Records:
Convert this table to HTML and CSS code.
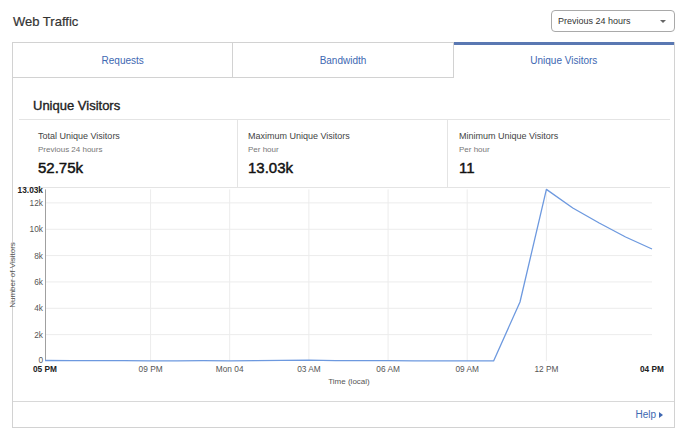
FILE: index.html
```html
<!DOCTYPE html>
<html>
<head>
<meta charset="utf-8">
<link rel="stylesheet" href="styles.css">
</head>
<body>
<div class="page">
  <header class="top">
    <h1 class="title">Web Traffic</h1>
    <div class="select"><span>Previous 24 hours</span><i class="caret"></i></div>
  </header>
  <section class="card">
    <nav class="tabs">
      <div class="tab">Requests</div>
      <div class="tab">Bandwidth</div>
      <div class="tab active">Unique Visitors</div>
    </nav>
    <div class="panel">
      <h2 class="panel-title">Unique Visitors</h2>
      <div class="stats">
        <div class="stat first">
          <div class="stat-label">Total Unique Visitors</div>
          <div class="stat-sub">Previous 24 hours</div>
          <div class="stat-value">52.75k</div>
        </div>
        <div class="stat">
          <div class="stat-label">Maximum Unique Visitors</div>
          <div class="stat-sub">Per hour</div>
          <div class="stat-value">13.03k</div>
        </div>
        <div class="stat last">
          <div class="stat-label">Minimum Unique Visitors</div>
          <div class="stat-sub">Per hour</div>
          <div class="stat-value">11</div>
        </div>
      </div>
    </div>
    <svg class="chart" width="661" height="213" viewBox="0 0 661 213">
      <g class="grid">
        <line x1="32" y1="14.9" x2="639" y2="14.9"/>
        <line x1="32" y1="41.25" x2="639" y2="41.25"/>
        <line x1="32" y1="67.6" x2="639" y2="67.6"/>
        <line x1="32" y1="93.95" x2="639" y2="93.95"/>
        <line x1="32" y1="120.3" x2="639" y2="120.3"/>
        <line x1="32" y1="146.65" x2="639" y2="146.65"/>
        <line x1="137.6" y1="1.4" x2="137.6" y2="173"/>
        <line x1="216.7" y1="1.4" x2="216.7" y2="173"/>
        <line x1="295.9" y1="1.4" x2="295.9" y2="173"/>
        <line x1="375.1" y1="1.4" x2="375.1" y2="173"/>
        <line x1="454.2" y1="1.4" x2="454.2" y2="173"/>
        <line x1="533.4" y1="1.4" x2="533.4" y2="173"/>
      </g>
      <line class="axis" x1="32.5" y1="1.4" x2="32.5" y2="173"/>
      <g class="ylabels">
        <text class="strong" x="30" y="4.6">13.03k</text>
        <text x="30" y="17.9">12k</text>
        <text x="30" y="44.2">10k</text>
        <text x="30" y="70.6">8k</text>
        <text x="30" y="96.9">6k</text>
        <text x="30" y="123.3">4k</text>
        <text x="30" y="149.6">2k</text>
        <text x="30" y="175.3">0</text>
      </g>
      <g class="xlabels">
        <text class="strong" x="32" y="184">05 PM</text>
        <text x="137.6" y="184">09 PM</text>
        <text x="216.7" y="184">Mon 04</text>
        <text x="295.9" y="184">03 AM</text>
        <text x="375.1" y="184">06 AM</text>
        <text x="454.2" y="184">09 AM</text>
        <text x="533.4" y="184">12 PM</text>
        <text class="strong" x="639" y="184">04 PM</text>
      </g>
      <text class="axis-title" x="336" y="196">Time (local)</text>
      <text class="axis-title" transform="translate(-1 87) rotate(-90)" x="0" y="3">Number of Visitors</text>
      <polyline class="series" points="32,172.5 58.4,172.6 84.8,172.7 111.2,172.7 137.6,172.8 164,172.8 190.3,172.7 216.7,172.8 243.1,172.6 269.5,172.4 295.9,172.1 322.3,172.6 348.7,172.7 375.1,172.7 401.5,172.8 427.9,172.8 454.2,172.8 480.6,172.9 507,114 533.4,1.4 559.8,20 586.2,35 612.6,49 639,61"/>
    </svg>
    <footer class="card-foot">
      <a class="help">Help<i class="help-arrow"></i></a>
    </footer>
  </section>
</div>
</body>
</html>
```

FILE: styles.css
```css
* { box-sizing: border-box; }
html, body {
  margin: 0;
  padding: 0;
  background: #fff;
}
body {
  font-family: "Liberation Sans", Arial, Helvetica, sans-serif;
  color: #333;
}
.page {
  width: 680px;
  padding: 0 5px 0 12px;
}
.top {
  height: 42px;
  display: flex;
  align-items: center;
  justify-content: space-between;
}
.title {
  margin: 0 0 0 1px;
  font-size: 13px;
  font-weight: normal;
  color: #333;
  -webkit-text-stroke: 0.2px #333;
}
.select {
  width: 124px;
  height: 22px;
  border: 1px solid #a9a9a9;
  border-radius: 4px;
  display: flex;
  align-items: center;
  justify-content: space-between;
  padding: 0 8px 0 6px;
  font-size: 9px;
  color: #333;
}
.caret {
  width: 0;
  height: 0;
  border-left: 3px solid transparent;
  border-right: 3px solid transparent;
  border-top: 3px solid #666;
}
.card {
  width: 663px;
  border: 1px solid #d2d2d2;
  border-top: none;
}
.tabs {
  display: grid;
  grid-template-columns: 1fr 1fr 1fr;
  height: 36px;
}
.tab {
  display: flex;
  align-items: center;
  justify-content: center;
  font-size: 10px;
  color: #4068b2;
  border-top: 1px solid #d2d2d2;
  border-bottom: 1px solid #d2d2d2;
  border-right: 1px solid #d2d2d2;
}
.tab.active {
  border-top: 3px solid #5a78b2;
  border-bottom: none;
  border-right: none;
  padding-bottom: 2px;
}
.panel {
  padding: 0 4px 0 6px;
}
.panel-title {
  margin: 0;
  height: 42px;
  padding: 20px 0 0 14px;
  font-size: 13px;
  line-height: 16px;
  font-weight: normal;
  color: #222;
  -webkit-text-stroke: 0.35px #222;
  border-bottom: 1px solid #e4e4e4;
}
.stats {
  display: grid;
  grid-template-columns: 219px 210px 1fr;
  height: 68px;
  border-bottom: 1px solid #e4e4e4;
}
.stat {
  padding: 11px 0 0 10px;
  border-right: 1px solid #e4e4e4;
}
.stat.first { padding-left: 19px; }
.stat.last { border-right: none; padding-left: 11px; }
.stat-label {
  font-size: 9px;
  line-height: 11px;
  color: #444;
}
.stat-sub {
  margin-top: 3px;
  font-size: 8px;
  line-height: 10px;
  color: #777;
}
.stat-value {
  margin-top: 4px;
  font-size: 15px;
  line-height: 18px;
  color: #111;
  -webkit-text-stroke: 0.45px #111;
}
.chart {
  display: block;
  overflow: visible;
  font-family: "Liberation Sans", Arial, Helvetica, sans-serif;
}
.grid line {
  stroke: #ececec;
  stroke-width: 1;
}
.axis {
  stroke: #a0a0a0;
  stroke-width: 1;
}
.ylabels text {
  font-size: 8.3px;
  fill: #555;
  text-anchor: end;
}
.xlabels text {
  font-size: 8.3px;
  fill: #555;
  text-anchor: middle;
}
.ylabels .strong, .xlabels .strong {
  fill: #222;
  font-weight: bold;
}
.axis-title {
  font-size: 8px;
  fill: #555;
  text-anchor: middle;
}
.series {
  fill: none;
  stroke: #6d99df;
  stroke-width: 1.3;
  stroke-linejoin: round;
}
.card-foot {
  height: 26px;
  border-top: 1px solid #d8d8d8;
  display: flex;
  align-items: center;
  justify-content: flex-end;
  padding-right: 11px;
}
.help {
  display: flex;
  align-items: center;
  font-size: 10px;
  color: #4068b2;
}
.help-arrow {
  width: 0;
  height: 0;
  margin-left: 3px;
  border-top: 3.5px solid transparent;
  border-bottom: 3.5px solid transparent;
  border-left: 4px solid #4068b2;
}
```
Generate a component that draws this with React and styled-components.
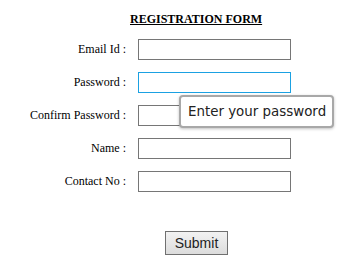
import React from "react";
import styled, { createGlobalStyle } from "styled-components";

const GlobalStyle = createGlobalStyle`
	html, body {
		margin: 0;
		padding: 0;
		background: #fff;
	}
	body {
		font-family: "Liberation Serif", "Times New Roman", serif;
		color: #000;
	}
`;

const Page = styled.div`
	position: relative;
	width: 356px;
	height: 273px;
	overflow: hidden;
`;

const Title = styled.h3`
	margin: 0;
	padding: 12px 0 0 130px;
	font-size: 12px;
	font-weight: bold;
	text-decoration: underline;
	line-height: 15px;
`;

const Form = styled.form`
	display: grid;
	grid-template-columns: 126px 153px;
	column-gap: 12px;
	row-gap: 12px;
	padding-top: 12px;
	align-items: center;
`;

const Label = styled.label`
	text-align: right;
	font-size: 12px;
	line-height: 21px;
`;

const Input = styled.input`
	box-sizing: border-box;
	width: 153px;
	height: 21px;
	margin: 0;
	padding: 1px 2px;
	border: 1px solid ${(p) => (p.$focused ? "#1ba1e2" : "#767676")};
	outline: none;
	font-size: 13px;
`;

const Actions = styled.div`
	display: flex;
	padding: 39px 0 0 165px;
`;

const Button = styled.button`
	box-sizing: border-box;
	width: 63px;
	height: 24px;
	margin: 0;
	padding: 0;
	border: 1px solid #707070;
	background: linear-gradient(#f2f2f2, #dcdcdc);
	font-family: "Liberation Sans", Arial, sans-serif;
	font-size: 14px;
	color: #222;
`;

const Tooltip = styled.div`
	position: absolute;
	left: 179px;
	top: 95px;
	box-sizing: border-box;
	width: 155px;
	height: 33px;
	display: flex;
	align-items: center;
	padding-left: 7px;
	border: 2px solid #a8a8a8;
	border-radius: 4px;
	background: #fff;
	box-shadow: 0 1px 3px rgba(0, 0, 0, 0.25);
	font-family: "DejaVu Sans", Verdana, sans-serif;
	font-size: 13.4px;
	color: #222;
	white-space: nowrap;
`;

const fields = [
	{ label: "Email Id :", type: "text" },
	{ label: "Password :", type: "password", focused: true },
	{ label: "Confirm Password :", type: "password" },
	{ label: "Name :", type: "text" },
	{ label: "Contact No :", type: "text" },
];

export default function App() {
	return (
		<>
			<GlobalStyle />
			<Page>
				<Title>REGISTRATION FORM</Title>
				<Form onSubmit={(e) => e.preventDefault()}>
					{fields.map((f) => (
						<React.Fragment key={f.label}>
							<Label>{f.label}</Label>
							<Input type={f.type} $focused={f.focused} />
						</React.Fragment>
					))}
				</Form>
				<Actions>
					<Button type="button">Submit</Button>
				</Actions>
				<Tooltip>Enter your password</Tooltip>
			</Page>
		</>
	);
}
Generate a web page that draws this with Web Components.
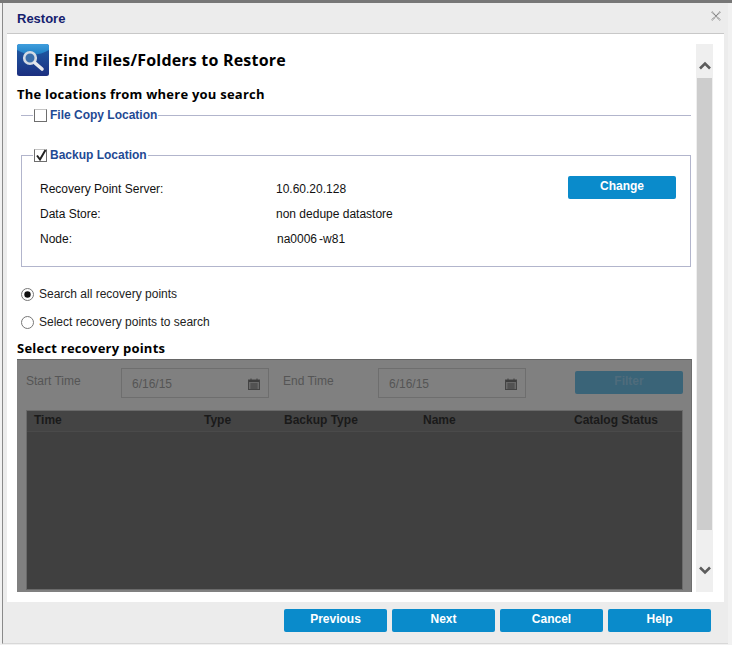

*Description of the task*: Write out every line of the entries that holds the word "draws".

*Solution for this task*:
Generate a component that draws this with React and styled-components.
Generate a web page that draws this with Web Components.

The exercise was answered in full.